Noise-corrected GRPO: From Noisy Rewards to Unbiased Gradients
This work addresses noise robustness in RLHF for aligning LLMs or building reasoning models, offering a practical algorithm for noisy real-world deployment, though it is incremental as it builds on existing group-based methods.
The paper tackles the problem of noise sensitivity in reinforcement learning from human feedback (RLHF) or verifiable rewards (RLVR) by introducing a noise-robust Group Relative Policy Optimization (GRPO) and Done Right GRPO (Dr.GRPO) framework, resulting in improvements of up to 6.7 percentage points in accuracy on math tasks and 1.5 on code tasks under realistic reward model conditions.
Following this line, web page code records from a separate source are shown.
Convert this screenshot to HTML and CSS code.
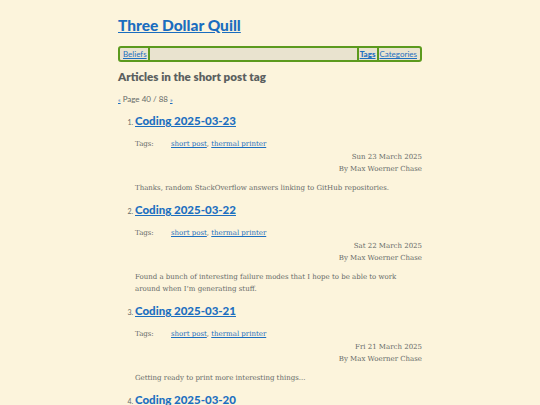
FILE: index.html
```html
<!DOCTYPE html>
<html lang="en">
<head>
<meta charset="utf-8">
<title>Three Dollar Quill</title>
<link rel="stylesheet" href="styles.css">
</head>
<body>
<div class="page">
  <header class="site-header">
    <h1 class="site-title"><a href="#">Three Dollar Quill</a></h1>
    <nav class="nav">
      <a class="nav-item nav-left" href="#">Beliefs</a>
      <span class="nav-spacer"></span>
      <a class="nav-item nav-current" href="#">Tags</a>
      <a class="nav-item" href="#">Categories</a>
    </nav>
  </header>
  <main>
    <h2 class="page-heading">Articles in the short post tag</h2>
    <p class="pager"><a href="#">«</a> Page 40 / 88 <a href="#">»</a></p>
    <ol class="posts">
      <li class="post">
        <h3 class="post-title"><a href="#">Coding 2025-03-23</a></h3>
        <div class="tags"><span class="tags-label">Tags:</span><span><a href="#">short post</a>, <a href="#">thermal printer</a></span></div>
        <p class="meta">Sun 23 March 2025</p>
        <p class="meta">By Max Woerner Chase</p>
        <p class="summary">Thanks, random StackOverflow answers linking to GitHub repositories.</p>
      </li>
      <li class="post">
        <h3 class="post-title"><a href="#">Coding 2025-03-22</a></h3>
        <div class="tags"><span class="tags-label">Tags:</span><span><a href="#">short post</a>, <a href="#">thermal printer</a></span></div>
        <p class="meta">Sat 22 March 2025</p>
        <p class="meta">By Max Woerner Chase</p>
        <p class="summary">Found a bunch of interesting failure modes that I hope to be able to work around when I’m generating stuff.</p>
      </li>
      <li class="post">
        <h3 class="post-title"><a href="#">Coding 2025-03-21</a></h3>
        <div class="tags"><span class="tags-label">Tags:</span><span><a href="#">short post</a>, <a href="#">thermal printer</a></span></div>
        <p class="meta">Fri 21 March 2025</p>
        <p class="meta">By Max Woerner Chase</p>
        <p class="summary">Getting ready to print more interesting things...</p>
      </li>
      <li class="post">
        <h3 class="post-title"><a href="#">Coding 2025-03-20</a></h3>
        <div class="tags"><span class="tags-label">Tags:</span><span><a href="#">short post</a>, <a href="#">thermal printer</a></span></div>
        <p class="meta">Thu 20 March 2025</p>
        <p class="meta">By Max Woerner Chase</p>
        <p class="summary">More printing.</p>
      </li>
    </ol>
  </main>
</div>
</body>
</html>
```

FILE: styles.css
```css
html, body {
  margin: 0;
  padding: 0;
  background: #fcf4dc;
}
body {
  font-family: "DejaVu Serif", serif;
  color: #666a68;
  font-size: 7px;
  line-height: 12px;
}
a {
  color: #1d6fc0;
}
.page {
  width: 304px;
  margin: 0 auto;
  padding-top: 14px;
}
.site-title {
  margin: 0;
  font-family: "Lato", sans-serif;
  font-weight: 900;
  font-size: 15.5px;
  line-height: 22px;
}
.site-title a {
  color: #1a6dbf;
}
.nav {
  display: flex;
  margin-top: 10px;
  border: 2px solid #5c9a1e;
  border-radius: 3px;
  background: #e9e3cf;
  padding: 0 2px;
  font-family: "Lato", sans-serif;
  font-size: 8px;
  line-height: 12px;
}
.nav-item {
  padding: 0 1px;
}
.nav-left {
  border-right: 2px solid #5c9a1e;
}
.nav-spacer {
  flex: 1;
}
.nav-current {
  font-weight: 900;
  border-left: 2px solid #5c9a1e;
  border-right: 2px solid #5c9a1e;
}
.page-heading {
  margin: 7px 0 0;
  font-family: "Lato", sans-serif;
  font-weight: 800;
  font-size: 11.6px;
  line-height: 16px;
  color: #5b605f;
}
.pager {
  margin: 8px 0 0;
  font-family: "Lato", sans-serif;
  font-size: 8px;
}
.pager a {
  font-size: 6px;
}
.posts {
  margin: 7px 0 0;
  padding-left: 17px;
}
.post {
  font-family: "Lato", sans-serif;
  font-size: 7px;
}
.post-title {
  margin: 0;
  font-family: "Lato", sans-serif;
  font-weight: 900;
  font-size: 11.5px;
  line-height: 16px;
}
.tags {
  display: flex;
  margin-top: 9px;
  font-family: "DejaVu Serif", serif;
  font-size: 7px;
}
.tags-label {
  width: 36px;
}
.meta {
  margin: 1px 0 0;
  text-align: right;
  font-family: "DejaVu Serif", serif;
  font-size: 7px;
}
.meta + .meta {
  margin-top: 0;
}
.summary {
  margin: 7px 0 8px;
  font-family: "DejaVu Serif", serif;
  font-size: 7px;
}
```
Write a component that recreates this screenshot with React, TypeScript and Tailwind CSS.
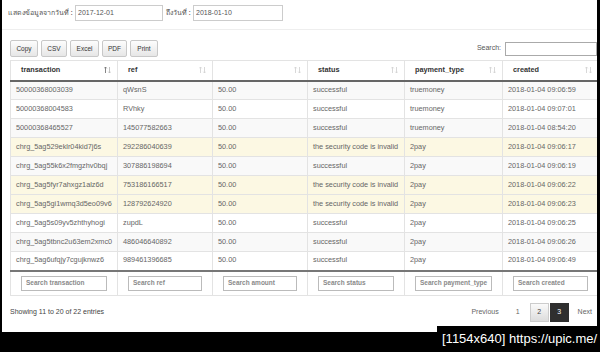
import React from "react";

const rows = [
  ["50000368003039", "qWsnS", "50.00", "successful", "truemoney", "2018-01-04 09:06:59"],
  ["50000368004583", "RVhky", "50.00", "successful", "truemoney", "2018-01-04 09:07:01"],
  ["50000368465527", "145077582663", "50.00", "successful", "truemoney", "2018-01-04 08:54:20"],
  ["chrg_5ag529eklr04kid7j6s", "292286040639", "50.00", "the security code is invalid", "2pay", "2018-01-04 09:06:17"],
  ["chrg_5ag55k6x2fmgzhv0bqj", "307886198694", "50.00", "successful", "2pay", "2018-01-04 09:06:19"],
  ["chrg_5ag5fyr7ahxgz1alz6d", "753186166517", "50.00", "the security code is invalid", "2pay", "2018-01-04 09:06:22"],
  ["chrg_5ag5gi1wmq3d5eo09v6", "128792624920", "50.00", "the security code is invalid", "2pay", "2018-01-04 09:06:23"],
  ["chrg_5ag5s09yv5zhthyhogi", "zupdL", "50.00", "successful", "2pay", "2018-01-04 09:06:25"],
  ["chrg_5ag5tbnc2u63em2xmc0", "486046640892", "50.00", "successful", "2pay", "2018-01-04 09:06:26"],
  ["chrg_5ag6ufqjy7cgujknwz6", "989461396685", "50.00", "successful", "2pay", "2018-01-04 09:06:49"],
];

const headers = ["transaction", "ref", "", "status", "payment_type", "created"];
const searches = ["Search transaction", "Search ref", "Search amount", "Search status", "Search payment_type", "Search created"];
const widths = ["w-[107px]", "w-[95px]", "w-[95px]", "w-[97px]", "w-[98px]", "w-[95px]"];

function SortIcon({ active }: { active?: boolean }) {
  return (
    <svg width="7" height="8" viewBox="0 0 7 8" className="shrink-0">
      <path d="M1.5 7V1M0.3 2.3L1.5 1L2.7 2.3" stroke={active ? "#777" : "#d4d4d4"} strokeWidth="0.9" fill="none" />
      <path d="M5.5 1V7M4.3 5.7L5.5 7L6.7 5.7" stroke={active ? "#bbb" : "#d4d4d4"} strokeWidth="0.9" fill="none" />
    </svg>
  );
}

export default function App() {
  return (
    <div className="relative w-[600px] h-[352px] bg-black overflow-hidden font-['Liberation_Sans',Arial,sans-serif]">
      <div className="ml-[2px] w-[595px] h-[332px] bg-white overflow-hidden">
        {/* date filter */}
        <div className="flex items-center h-[16px] mt-[5px] pl-[6px] text-[7px] text-[#555]">
          <span className="w-[67px] font-['Noto_Sans','DejaVu_Sans',sans-serif]">แสดงข้อมูลจากวันที่ :</span>
          <div className="w-[88px] h-[16px] border border-[#ccc] px-[2px] flex items-center">2017-12-01</div>
          <span className="ml-[3px] w-[27px] font-['Noto_Sans','DejaVu_Sans',sans-serif]">ถึงวันที่ :</span>
          <div className="w-[90px] h-[16px] border border-[#ccc] px-[2px] flex items-center">2018-01-10</div>
        </div>
        <div className="mt-[8px] h-px bg-[#eee]" />

        {/* toolbar */}
        <div className="flex items-center justify-between mt-[10px] pl-[8px] h-[17px]">
          <div className="flex gap-[3px] text-[6.5px] text-[#333]">
            {[["Copy", "w-[28px]"], ["CSV", "w-[26px]"], ["Excel", "w-[29px]"], ["PDF", "w-[25px]"], ["Print", "w-[28px]"]].map(([t, w]) => (
              <div key={t} className={`${w} h-[17px] flex items-center justify-center border border-[#c8c8c8] rounded-[2px] bg-gradient-to-b from-[#fdfdfd] to-[#e6e6e6]`}>
                {t}
              </div>
            ))}
          </div>
          <div className="flex items-center text-[7px] text-[#555]">
            <span className="mr-[4px]">Search:</span>
            <div className="w-[92px] h-[14px] border border-[#aaa] bg-white" />
          </div>
        </div>

        {/* table */}
        <table className="ml-[8px] mt-[3px] w-[587px] table-fixed border-collapse text-[7.3px] text-[#666]">
          <thead>
            <tr className="h-[20px] border-t border-[#e3e3e3]">
              {headers.map((h, i) => (
                <th key={i} className={`${widths[i]} p-0 border-l border-[#e3e3e3] border-b-2 border-b-[#666] font-bold text-[#333] text-left`}>
                  <div className="flex items-center justify-between pl-[10px] pr-[6px]">
                    <span>{h}</span>
                    <SortIcon active={i === 0} />
                  </div>
                </th>
              ))}
            </tr>
          </thead>
          <tbody>
            {rows.map((r, ri) => {
              const warn = r[3] !== "successful";
              const bg = warn ? "bg-[#fcf8e3]" : ri % 2 === 0 ? "bg-[#f9f9f9]" : "bg-white";
              return (
                <tr key={ri} className={`h-[19px] ${bg} border-t border-[#e3e3e3]`}>
                  {r.map((c, ci) => (
                    <td key={ci} className="p-0 pl-[5px] border-l border-[#e3e3e3] whitespace-nowrap overflow-hidden">
                      {c}
                    </td>
                  ))}
                </tr>
              );
            })}
          </tbody>
          <tfoot>
            <tr className="h-[25px] border-t-2 border-[#777] border-b border-b-[#e3e3e3]">
              {searches.map((s, i) => (
                <td key={i} className="p-0 px-[10px] border-l border-[#e3e3e3]">
                  <div className="h-[15px] border border-[#bbb] pl-[4px] flex items-center text-[6.5px] font-bold text-[#8a8a8a] whitespace-nowrap overflow-hidden">
                    {s}
                  </div>
                </td>
              ))}
            </tr>
          </tfoot>
        </table>

        {/* info + pagination */}
        <div className="flex items-center justify-between pl-[8px] pr-[5px] mt-[7px] h-[19px] text-[7px]">
          <span className="text-[#444]">Showing 11 to 20 of 22 entries</span>
          <div className="flex items-center text-[#666]">
            <span className="mr-[17px]">Previous</span>
            <span className="mr-[10px]">1</span>
            <div className="w-[19px] h-[19px] flex items-center justify-center border border-[#ccc] bg-gradient-to-b from-[#fafafa] to-[#dcdcdc] text-[#444]">2</div>
            <div className="w-[19px] h-[19px] ml-[1px] flex items-center justify-center bg-[#2f2f2f] text-white">3</div>
            <span className="ml-[9px]">Next</span>
          </div>
        </div>
      </div>

      {/* watermark */}
      <div className="absolute right-0 bottom-0 w-[163px] h-[26px] bg-black flex items-center pl-[5px] text-[13px] text-white whitespace-nowrap">
        [1154x640] https://upic.me/
      </div>
    </div>
  );
}
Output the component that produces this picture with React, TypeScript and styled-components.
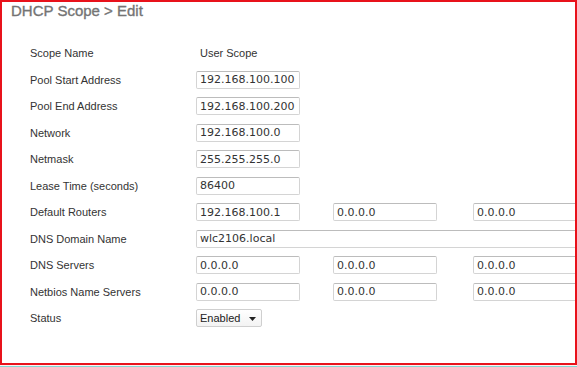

Reinforcement learning from human feedback (RLHF) or verifiable rewards (RLVR), the standard paradigm for aligning LLMs or building recent SOTA reasoning models, is highly sensitive to noise from inconsistent or erroneous rewards. Yet, the interaction between such noise and widely used group-based policy optimization methods remains underexplored. We introduce a noise-robust Group Relative Policy Optimization (GRPO) and Done Right GRPO (Dr.GRPO) framework that explicitly models reward corruption as Bernoulli noise. Our method applies noise correction after estimating reward flip probabilities to debias the learning signal, yielding provably unbiased gradient estimates. Theoretical analysis shows that group-based methods inherently mitigate individual-level noise, and our correction strategy amplifies this robustness. Empirically, we observe consistent improvements across math and code tasks when applying our noise correction to standard reward model usage, with particular gains of up to 6.7 percentage points in accuracy on math tasks and 1.5 on code tasks under realistic reward model conditions. This work bridges label-noise correction from supervised learning with modern RLHF, offering both theoretical insights and a practical algorithm for noisy real-world deployment.